■ **Source material**:
>> start

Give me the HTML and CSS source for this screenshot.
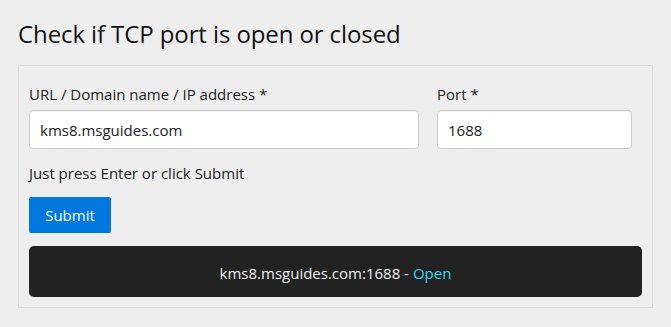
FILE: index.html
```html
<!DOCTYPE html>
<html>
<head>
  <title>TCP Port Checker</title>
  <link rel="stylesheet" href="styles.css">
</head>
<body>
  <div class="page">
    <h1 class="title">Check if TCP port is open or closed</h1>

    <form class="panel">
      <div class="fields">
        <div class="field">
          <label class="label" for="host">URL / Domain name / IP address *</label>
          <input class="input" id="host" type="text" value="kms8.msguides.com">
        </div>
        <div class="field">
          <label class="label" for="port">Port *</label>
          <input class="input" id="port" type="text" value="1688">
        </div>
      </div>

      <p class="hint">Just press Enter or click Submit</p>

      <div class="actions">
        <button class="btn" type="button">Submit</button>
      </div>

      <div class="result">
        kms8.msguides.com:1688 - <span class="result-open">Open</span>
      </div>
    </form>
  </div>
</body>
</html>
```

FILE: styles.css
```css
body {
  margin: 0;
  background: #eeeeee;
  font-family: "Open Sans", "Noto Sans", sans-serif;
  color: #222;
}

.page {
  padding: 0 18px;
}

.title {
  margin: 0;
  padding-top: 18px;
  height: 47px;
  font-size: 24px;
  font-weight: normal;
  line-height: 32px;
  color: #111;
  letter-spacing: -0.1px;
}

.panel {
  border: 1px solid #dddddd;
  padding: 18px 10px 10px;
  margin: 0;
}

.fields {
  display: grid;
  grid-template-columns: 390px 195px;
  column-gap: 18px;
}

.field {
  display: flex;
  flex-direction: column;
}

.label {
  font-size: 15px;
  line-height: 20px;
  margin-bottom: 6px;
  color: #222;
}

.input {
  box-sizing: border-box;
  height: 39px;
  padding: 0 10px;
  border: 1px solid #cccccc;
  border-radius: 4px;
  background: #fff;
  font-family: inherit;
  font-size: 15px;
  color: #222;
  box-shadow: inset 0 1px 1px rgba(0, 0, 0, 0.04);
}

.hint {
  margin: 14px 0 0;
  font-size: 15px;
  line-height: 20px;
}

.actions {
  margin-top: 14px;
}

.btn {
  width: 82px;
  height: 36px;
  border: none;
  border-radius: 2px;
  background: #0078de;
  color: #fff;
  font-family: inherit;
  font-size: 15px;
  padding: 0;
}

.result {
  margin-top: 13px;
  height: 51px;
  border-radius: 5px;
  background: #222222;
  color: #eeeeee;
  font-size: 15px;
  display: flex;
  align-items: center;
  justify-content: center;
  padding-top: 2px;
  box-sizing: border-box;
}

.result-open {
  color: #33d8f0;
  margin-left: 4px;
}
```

>> end

■ **Given problem**: Make an exact reproduction of the listing above, without any pictures.

■ **The answer**:
Give me the HTML and CSS source for this screenshot.
FILE: index.html
```html
<!DOCTYPE html>
<html>
<head>
  <title>TCP Port Checker</title>
  <link rel="stylesheet" href="styles.css">
</head>
<body>
  <div class="page">
    <h1 class="title">Check if TCP port is open or closed</h1>

    <form class="panel">
      <div class="fields">
        <div class="field">
          <label class="label" for="host">URL / Domain name / IP address *</label>
          <input class="input" id="host" type="text" value="kms8.msguides.com">
        </div>
        <div class="field">
          <label class="label" for="port">Port *</label>
          <input class="input" id="port" type="text" value="1688">
        </div>
      </div>

      <p class="hint">Just press Enter or click Submit</p>

      <div class="actions">
        <button class="btn" type="button">Submit</button>
      </div>

      <div class="result">
        kms8.msguides.com:1688 - <span class="result-open">Open</span>
      </div>
    </form>
  </div>
</body>
</html>
```

FILE: styles.css
```css
body {
  margin: 0;
  background: #eeeeee;
  font-family: "Open Sans", "Noto Sans", sans-serif;
  color: #222;
}

.page {
  padding: 0 18px;
}

.title {
  margin: 0;
  padding-top: 18px;
  height: 47px;
  font-size: 24px;
  font-weight: normal;
  line-height: 32px;
  color: #111;
  letter-spacing: -0.1px;
}

.panel {
  border: 1px solid #dddddd;
  padding: 18px 10px 10px;
  margin: 0;
}

.fields {
  display: grid;
  grid-template-columns: 390px 195px;
  column-gap: 18px;
}

.field {
  display: flex;
  flex-direction: column;
}

.label {
  font-size: 15px;
  line-height: 20px;
  margin-bottom: 6px;
  color: #222;
}

.input {
  box-sizing: border-box;
  height: 39px;
  padding: 0 10px;
  border: 1px solid #cccccc;
  border-radius: 4px;
  background: #fff;
  font-family: inherit;
  font-size: 15px;
  color: #222;
  box-shadow: inset 0 1px 1px rgba(0, 0, 0, 0.04);
}

.hint {
  margin: 14px 0 0;
  font-size: 15px;
  line-height: 20px;
}

.actions {
  margin-top: 14px;
}

.btn {
  width: 82px;
  height: 36px;
  border: none;
  border-radius: 2px;
  background: #0078de;
  color: #fff;
  font-family: inherit;
  font-size: 15px;
  padding: 0;
}

.result {
  margin-top: 13px;
  height: 51px;
  border-radius: 5px;
  background: #222222;
  color: #eeeeee;
  font-size: 15px;
  display: flex;
  align-items: center;
  justify-content: center;
  padding-top: 2px;
  box-sizing: border-box;
}

.result-open {
  color: #33d8f0;
  margin-left: 4px;
}
```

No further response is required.